So I found this old thread because I'd been thinking that, as Poole stated, with little to no time decay you could beat the market by buying a couple of ES contracts to match your account size and then use the remainder to invest in safe fixed income assets (e.g., I don' t know how "safe" it is, but Interactive Brokers private placements currently yield 7%). So, I looked at the price premiums between the March and June contracts over the S&P (which I've attached). Sure enough, there's a price premium on 12/24/07 of 10 pts for the march contract and an additional 10 pts for the Jun contract.
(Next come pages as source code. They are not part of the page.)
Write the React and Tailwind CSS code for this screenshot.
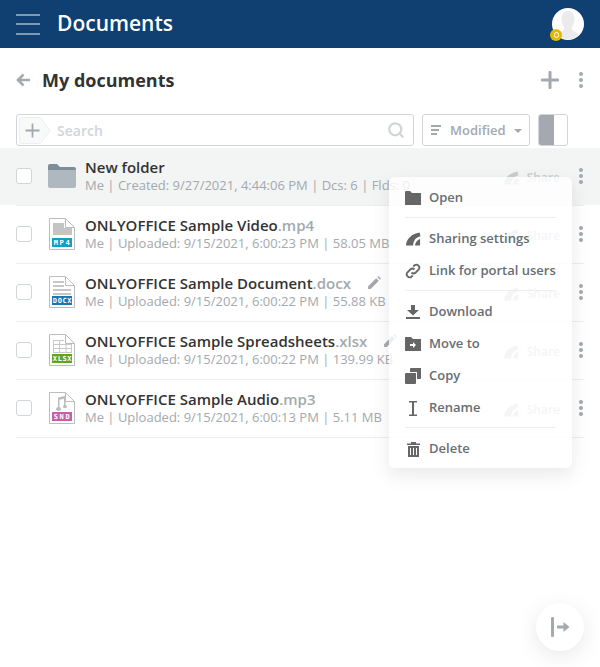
import { Search } from 'lucide-react';

const files = [
  { name: 'ONLYOFFICE Sample Video', ext: '.mp4', meta: 'Me | Uploaded: 9/15/2021, 6:00:23 PM | 58.05 MB', type: 'mp4' },
  { name: 'ONLYOFFICE Sample Document', ext: '.docx', meta: 'Me | Uploaded: 9/15/2021, 6:00:22 PM | 55.88 KB', type: 'docx', edit: true },
  { name: 'ONLYOFFICE Sample Spreadsheets', ext: '.xlsx', meta: 'Me | Uploaded: 9/15/2021, 6:00:22 PM | 139.99 KB', type: 'xlsx', edit: true },
  { name: 'ONLYOFFICE Sample Audio', ext: '.mp3', meta: 'Me | Uploaded: 9/15/2021, 6:00:13 PM | 5.11 MB', type: 'snd' },
];

const badge = {
  mp4: { color: '#0f9fc7', label: 'MP4' },
  docx: { color: '#1b75ae', label: 'DOCX' },
  xlsx: { color: '#5fa51f', label: 'XLSX' },
  snd: { color: '#c95ea9', label: 'SND' },
};

const FileIcon = ({ type }) => (
  <svg width="26" height="32" viewBox="0 0 26 32" fill="none" className="ml-px shrink-0">
    <path d="M.5 .5h16l9 9v22H.5V.5z" fill="#fff" stroke="#bdbdbd" />
    <path d="M16.500 .5v9h9" stroke="#bdbdbd" fill="none" />
    {type === 'mp4' && <path d="M4 5h11v5h8v7H4z" fill="#c4c4c4" />}
    {type === 'docx' && <path d="M4 6h11M4 10h11M4 14h18M4 18h18" stroke="#b5b5b5" strokeWidth="1.6" />}
    {type === 'xlsx' && <path d="M4 10.500h19M4 14.500h19M4 18.500h19M4 6.500h11M4.500 6v13M10.500 6v13M17 10v9M22.500 10v9" stroke="#c8c8c8" />}
    {type === 'snd' && (
      <g fill="#bdbdbd">
        <path d="M9 5.500l7-1.500v2.500l-5.500 1.200V16H9z" />
        <ellipse cx="9.500" cy="17" rx="2.500" ry="2" />
        <path d="M15 4h1.500v11H15z" />
        <ellipse cx="16" cy="14.500" rx="2" ry="1.800" />
      </g>
    )}
    <rect x="3" y="20" width="20" height="9" fill={badge[type].color} />
    <text x="13.500" y="27" textAnchor="middle" fontSize="7" fontWeight="700" letterSpacing={type === 'docx' || type === 'xlsx' ? '.6' : '1.6'} fill="#fff" fontFamily="'DejaVu Sans Mono', monospace">
      {badge[type].label}
    </text>
  </svg>
);

const ShareIcon = ({ className, color = '#c8cdd0' }) => (
  <svg width="15" height="14" viewBox="0 0 16 14" className={className}>
    <path d="M0 14C.3 7 5.500 1.500 14.500 0l1 4C10.500 5 8 8.500 7.600 14z" fill={color} />
    <path d="M9.500 14c.3-3 2.500-6 5.500-7v7z" fill={color} />
  </svg>
);

const Dots = () => (
  <div className="flex w-[4px] shrink-0 flex-col gap-[2px]">
    <span className="size-[4px] rounded-full bg-[#a3a9ae]" />
    <span className="size-[4px] rounded-full bg-[#a3a9ae]" />
    <span className="size-[4px] rounded-full bg-[#a3a9ae]" />
  </div>
);

const Row = ({ icon, title, ext, meta, edit, active }) => (
  <div className={`flex h-[57px] items-center pr-[17px] pb-px pl-4 ${active ? 'bg-[#f3f4f4]' : ''}`}>
    <span className="size-4 shrink-0 rounded-[3px] border border-[#d0d5da] bg-white" />
    <div className="ml-4 flex w-[37px] shrink-0">{icon}</div>
    <div className="min-w-0 flex-1 pb-[2px]">
      <div className="flex items-center text-[15px] leading-[20px] font-semibold whitespace-nowrap text-[#333]">
        {title}
        <span className="text-[#a3a9ae]">{ext}</span>
        {edit && (
          <svg width="14" height="14" viewBox="0 0 13 13" className="ml-4" fill="#a3a9ae">
            <path d="M1 9.500L8.500 2l2.500 2.500L3.500 12H1zM9.500 1l1-1 2.500 2.500-1 1z" />
          </svg>
        )}
      </div>
      <div className="text-[13px] leading-[16px] whitespace-nowrap text-[#a3a9ae]">{meta}</div>
    </div>
    <ShareIcon className="mt-[3px] mr-2 shrink-0" />
    <span className="mt-[4px] mr-[19px] text-[12px] font-semibold text-[#c8cdd0]">Share</span>
    <Dots />
  </div>
);

const MenuItem = ({ icon, label }) => (
  <div className="flex h-[32px] items-center pl-4">
    <div className="mr-2 flex w-4 shrink-0 justify-center">{icon}</div>
    <span className="text-[13px] font-semibold text-[#666e74]">{label}</span>
  </div>
);

const Divider = () => <div className="mx-4 mt-[3px] mb-[5px] h-px bg-[#eceef1]" />;

export default function App() {
  return (
    <div className="relative h-[667px] w-[600px] overflow-hidden bg-white font-['Open_Sans',sans-serif]">
      <header className="flex h-[48px] items-center bg-[#0f4071] pr-4 pl-4">
        <div className="flex w-[24px] flex-col gap-[7.500px]">
          <span className="h-[2px] bg-[#7f9ab4]" />
          <span className="h-[2px] bg-[#7f9ab4]" />
          <span className="h-[2px] bg-[#7f9ab4]" />
        </div>
        <h1 className="ml-[17px] flex-1 text-[21px] font-semibold text-white">Documents</h1>
        <div className="relative size-8 rounded-full bg-white">
          <svg viewBox="0 0 32 32" className="size-8">
            <path d="M16 3c4 0 6.500 3.500 6.500 8 0 4-1.500 7-3 9 0 2 2 3 5 4.500L27 26a14 14 0 01-22 0l2.500-1.500c3-1.500 5-2.500 5-4.500-1.500-2-3-5-3-9 0-4.500 2.500-8 6.500-8z" fill="#ebebeb" />
          </svg>
          <span className="absolute bottom-[-1px] left-[-2px] flex size-[12px] items-center justify-center rounded-full bg-[#e6b800]">
            <span className="h-[6px] w-[5px] rounded-full border border-[#fff] bg-[#e6b800]" />
          </span>
        </div>
      </header>

      <div className="flex h-[66px] items-center pr-[17px] pb-[2px] pl-4">
        <svg width="16" height="14" viewBox="0 0 16 14" fill="none" stroke="#a3a9ae" strokeWidth="2.500">
          <path d="M14 7H2M7.500 1.500L2 7l5.500 5.500" />
        </svg>
        <h2 className="ml-[10px] flex-1 text-[18px] font-bold text-[#333]">My documents</h2>
        <svg width="18" height="18" viewBox="0 0 18 18" className="mr-[20px]" fill="#a3a9ae">
          <rect x="7.500" y="0" width="3" height="18" rx="1" />
          <rect x="0" y="7.500" width="18" height="3" rx="1" />
        </svg>
        <Dots />
      </div>

      <div className="flex h-[32px] items-stretch pl-4">
        <div className="flex w-[398px] items-center rounded-[3px] border border-[#d0d5da] pr-2">
          <svg width="32" height="27" viewBox="0 0 32 27" fill="none" className="ml-[2px] shrink-0">
            <path d="M2.500 .5h19L31 13.500 21.500 26.500h-19a2 2 0 01-2-2v-22a2 2 0 012-2z" fill="#f8f9f9" stroke="#eceef1" />
            <path d="M13.500 6.500v14M6.500 13.500h14" stroke="#a3a9ae" strokeWidth="1.800" />
          </svg>
          <span className="ml-[6px] flex-1 text-[14px] font-semibold text-[#d0d5da]">Search</span>
          <Search size={18} strokeWidth={3} className="text-[#d0d5da]" />
        </div>
        <div className="ml-2 flex w-[108px] items-center rounded-[3px] border border-[#d0d5da] pl-2">
          <div className="flex flex-col gap-[2px]">
            <span className="h-[2px] w-[10px] bg-[#a3a9ae]" />
            <span className="h-[2px] w-[8px] bg-[#a3a9ae]" />
            <span className="h-[2px] w-[6px] bg-[#a3a9ae]" />
          </div>
          <span className="ml-[9px] pt-px text-[13px] font-semibold text-[#a3a9ae]">Modified</span>
          <span className="mt-[1px] ml-2 border-x-[4px] border-t-[4px] border-x-transparent border-t-[#a3a9ae]" />
        </div>
        <div className="ml-2 flex w-[30px] overflow-hidden rounded-[3px] border border-[#d0d5da]">
          <span className="w-[15px] bg-[#a3a9ae]" />
        </div>
      </div>

      <div className="mt-[2px]">
        <Row
          active
          title="New folder"
          meta="Me | Created: 9/27/2021, 4:44:06 PM | Dcs: 6 | Flds: 0"
          icon={
            <svg width="28" height="24" viewBox="0 0 28 24">
              <path d="M0 2a2 2 0 012-2h7l3 3h14a2 2 0 012 2v2H0z" fill="#7f8d99" />
              <path d="M0 6h28v16a2 2 0 01-2 2H2a2 2 0 01-2-2z" fill="#b0b8bf" />
            </svg>
          }
        />
        <div className="mx-4 h-px bg-[#eceef1]" />
        {files.map((f) => (
          <div key={f.name}>
            <Row icon={<FileIcon type={f.type} />} title={f.name} ext={f.ext} meta={f.meta} edit={f.edit} />
            <div className="mx-4 h-px bg-[#eceef1]" />
          </div>
        ))}
      </div>

      {/* context menu */}
      <div className="absolute top-[177px] left-[389px] w-[183px] rounded-[6px] bg-white/80 pt-[5px] pb-[3px] shadow-[0_7px_18px_rgba(85,85,85,0.13)]">
        <MenuItem
          label="Open"
          icon={
            <svg width="16" height="14" viewBox="0 0 16 14" fill="#666">
              <path d="M0 1a1 1 0 011-1h4l2 2h9v12H0z" />
            </svg>
          }
        />
        <Divider />
        <MenuItem label="Sharing settings" icon={<ShareIcon color="#666" />} />
        <MenuItem
          label="Link for portal users"
          icon={
            <svg width="16" height="16" viewBox="0 0 16 16" fill="none" stroke="#666" strokeWidth="1.800">
              <path d="M6.500 9.500a3 3 0 004.200 0l3-3a3 3 0 00-4.200-4.200L8.300 3.500M9.500 6.500a3 3 0 00-4.200 0l-3 3a3 3 0 004.200 4.200l1.200-1.200" />
            </svg>
          }
        />
        <Divider />
        <MenuItem
          label="Download"
          icon={
            <svg width="14" height="14" viewBox="0 0 14 14" fill="#666">
              <path d="M5 0h4v5h4L7 10.500 1 5h4zM0 12h14v2H0z" />
            </svg>
          }
        />
        <MenuItem
          label="Move to"
          icon={
            <svg width="16" height="14" viewBox="0 0 16 14" fill="#666" fillRule="evenodd">
              <path d="M0 0h6l2 2h8v12H0zM5 7v2h3v2l3-3-3-3v2z" />
            </svg>
          }
        />
        <MenuItem
          label="Copy"
          icon={
            <svg width="16" height="16" viewBox="0 0 16 16" fill="#666">
              <path d="M5 1a1 1 0 011-1h10v10a1 1 0 01-1 1h-3V4H5z" />
              <path d="M0 6a1 1 0 011-1h10v10a1 1 0 01-1 1H1a1 1 0 01-1-1z" />
            </svg>
          }
        />
        <MenuItem
          label="Rename"
          icon={
            <svg width="8" height="15" viewBox="0 0 8 15" fill="#666">
              <path d="M0 0h8v1.500H5v12h3V15H0v-1.500h3v-12H0z" />
            </svg>
          }
        />
        <Divider />
        <MenuItem
          label="Delete"
          icon={
            <svg width="13" height="15" viewBox="0 0 13 15" fill="#666">
              <path d="M4 0h5v1.500h4V3H0V1.500h4zM1 4h11v11H1zM3 6v7h1V6zM6 6v7h1V6zM9 6v7h1V6z" fillRule="evenodd" />
            </svg>
          }
        />
      </div>

      {/* floating button */}
      <div className="absolute top-[603px] left-[536px] flex size-[48px] items-center justify-center rounded-full bg-white shadow-[0_5px_20px_rgba(85,85,85,0.13)]">
        <svg width="20" height="20" viewBox="0 0 20 20" fill="#a3a9ae">
          <rect x="1" y="0" width="3" height="20" rx="1" />
          <path d="M7 8.500h6.500V5l6 5-6 5v-3.500H7z" />
        </svg>
      </div>
    </div>
  );
}
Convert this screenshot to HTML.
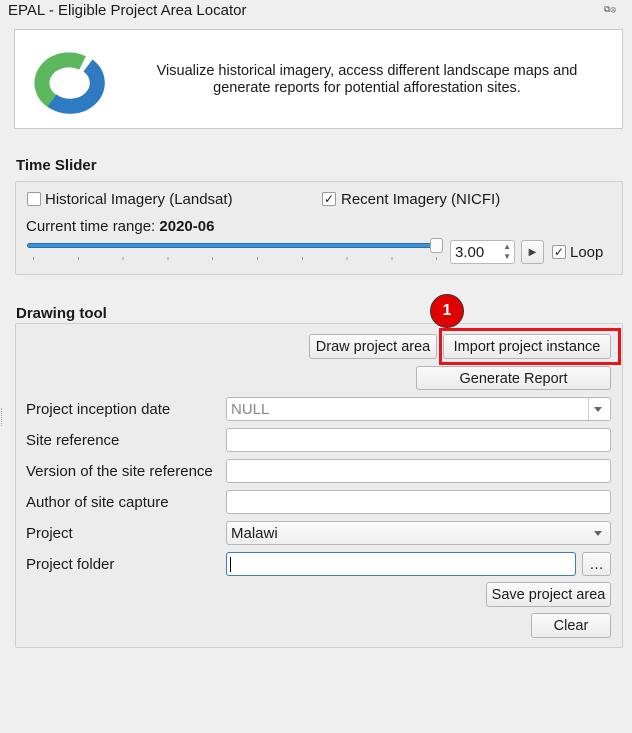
<!DOCTYPE html>
<html><head><meta charset="utf-8"><style>
*{box-sizing:border-box}
body{margin:0;width:632px;height:733px;background:#efefef;font-family:"Liberation Sans",sans-serif;font-size:15px;color:#1a1a1a;position:relative;overflow:hidden}
.a{position:absolute;white-space:nowrap}
.box{position:absolute;border:1px solid #cfcfcf;border-radius:2px;background:#ececec}
.btn{position:absolute;border:1px solid #b4b4b4;border-radius:3px;background:linear-gradient(#fafafa,#ececec);text-align:center;font-size:14.5px;line-height:24px}
.in{position:absolute;border:1px solid #b8b8b8;border-radius:3px;background:#fff;height:24px;font-size:15px;line-height:23px;padding-left:4px}
.cb{position:absolute;width:14px;height:14px;border:1px solid #999;background:#fff;border-radius:2px;font-size:12px;line-height:12px;text-align:center}
.arr{position:absolute;right:8px;top:9px;width:0;height:0;border-left:4px solid transparent;border-right:4px solid transparent;border-top:5px solid #666}
.l{position:absolute;white-space:nowrap;left:26px}
</style></head><body>
<div class="a" style="left:8px;top:2px;font-size:15px">EPAL - Eligible Project Area Locator</div>
<div class="a" style="left:604px;top:4px;font-size:9px;color:#555">⧉⊗</div>
<div style="position:absolute;left:14px;top:29px;width:609px;height:100px;background:#fff;border:1px solid #c8c8c8"></div>
<svg class="a" style="left:0;top:0" width="140" height="140">
<path d="M82.5 63 A27 23 0 1 0 55.5 103" fill="none" stroke="#5cb85c" stroke-width="15"/>
<path d="M88 65.5 A27 23 0 0 1 52 100.5" fill="none" stroke="#2f7bc1" stroke-width="15"/>
</svg>
<div class="a" style="left:137px;top:63px;width:460px;text-align:center;white-space:normal;line-height:17px;font-size:14.5px">Visualize historical imagery, access different landscape maps and generate reports for potential afforestation sites.</div>

<div class="a" style="left:16px;top:157px;font-weight:bold">Time Slider</div>
<div class="box" style="left:15px;top:181px;width:608px;height:94px"></div>
<div class="cb" style="left:27px;top:192px"></div>
<div class="a" style="left:45px;top:191px">Historical Imagery (Landsat)</div>
<div class="cb" style="left:322px;top:192px">✓</div>
<div class="a" style="left:341px;top:191px">Recent Imagery (NICFI)</div>
<div class="a" style="left:26px;top:218px">Current time range: <b>2020-06</b></div>
<div style="position:absolute;left:27px;top:243px;width:410px;height:5px;background:#3d93d9;border:1px solid #2a6fa8;border-radius:3px"></div>
<div style="position:absolute;left:430px;top:238px;width:13px;height:15px;background:#fafafa;border:1px solid #aaa;border-radius:3px"></div>
<div style="position:absolute;left:33px;top:257px;width:404px;height:3px;background:repeating-linear-gradient(90deg,#999 0 1px,transparent 1px 44.8px)"></div>
<div class="in" style="left:450px;top:240px;width:65px;height:24px">3.00<span style="position:absolute;right:3px;top:1px;font-size:8px;line-height:10px;color:#666">▲<br>▼</span></div>
<div class="btn" style="left:521px;top:240px;width:23px;height:24px;font-size:10px;color:#444">▶</div>
<div class="cb" style="left:552px;top:245px">✓</div>
<div class="a" style="left:570px;top:244px">Loop</div>

<div class="a" style="left:16px;top:305px;font-weight:bold">Drawing tool</div>
<div class="box" style="left:15px;top:323px;width:608px;height:325px"></div>
<div class="btn" style="left:309px;top:334px;width:128px;height:25px">Draw project area</div>
<div class="btn" style="left:443px;top:334px;width:168px;height:25px">Import project instance</div>
<div style="position:absolute;left:439px;top:328px;width:182px;height:37px;border:3px solid #e8141c"></div>
<div style="position:absolute;left:430px;top:294px;width:34px;height:34px;border-radius:50%;background:#e00000;border:1px solid #333;color:#fff;font-weight:bold;font-size:16px;text-align:center;line-height:31px">1</div>
<div class="btn" style="left:416px;top:366px;width:195px;height:24px">Generate Report</div>

<div class="l" style="top:401px">Project inception date</div>
<div class="in" style="left:226px;top:397px;width:385px;color:#888">NULL<span style="position:absolute;right:0;top:0;width:22px;height:22px;border-left:1px solid #ccc"></span><span class="arr"></span></div>
<div class="l" style="top:432px">Site reference</div>
<div class="in" style="left:226px;top:428px;width:385px"></div>
<div class="l" style="top:463px">Version of the site reference</div>
<div class="in" style="left:226px;top:459px;width:385px"></div>
<div class="l" style="top:494px">Author of site capture</div>
<div class="in" style="left:226px;top:490px;width:385px"></div>
<div class="l" style="top:525px">Project</div>
<div class="in" style="left:226px;top:521px;width:385px;background:linear-gradient(#fafafa,#efefef)">Malawi<span class="arr"></span></div>
<div class="l" style="top:556px">Project folder</div>
<div class="in" style="left:226px;top:552px;width:350px;border-color:#3d7fb8"><span style="position:absolute;left:3px;top:4px;width:1px;height:15px;background:#000"></span></div>
<div class="btn" style="left:582px;top:552px;width:29px;height:24px">…</div>
<div class="btn" style="left:486px;top:582px;width:125px;height:25px">Save project area</div>
<div class="btn" style="left:531px;top:613px;width:80px;height:25px">Clear</div>
<div style="position:absolute;left:1px;top:408px;width:1px;height:18px;border-left:1px dotted #aaa"></div>
</body></html>
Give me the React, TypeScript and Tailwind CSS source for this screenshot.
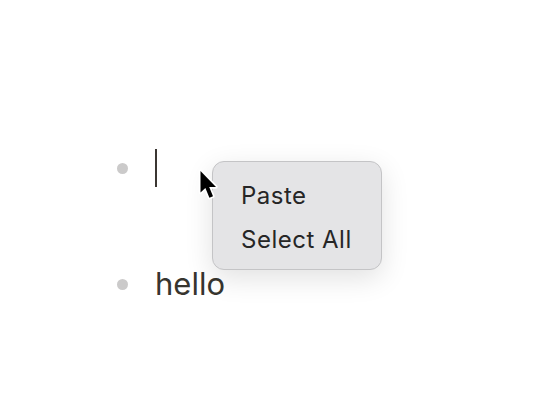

However, by close on 2/22/08 the premium has shrunk to 2.4 pts for the Mar contract and an additional 2.8 pts for the Jun contract. So the Jun contract is valued at only slightly more than 5 pts above the S&P Index. Why would the premium be so low for a contract that expires 4 months from now? Am I missing something here? In fact, the Mar 09 contract closed only 10 pts above the index.Quote from Poole:
lets say futures matched the index price all the time, anyone could beat the S&P index by 4.5% per year right now
how? go long 1:1 dollar ratio of your account on a ES future, and earn interest on your unused margin in the account.
so..... put the pieces together and?
good luck
Also, if the time decay is as high as 4 pts/mo (I think the number is closer to 2) you're talking about 3.5% decay per year that you have to make up with fixed income assets. I think you could still beat that and in effect beat the market, no?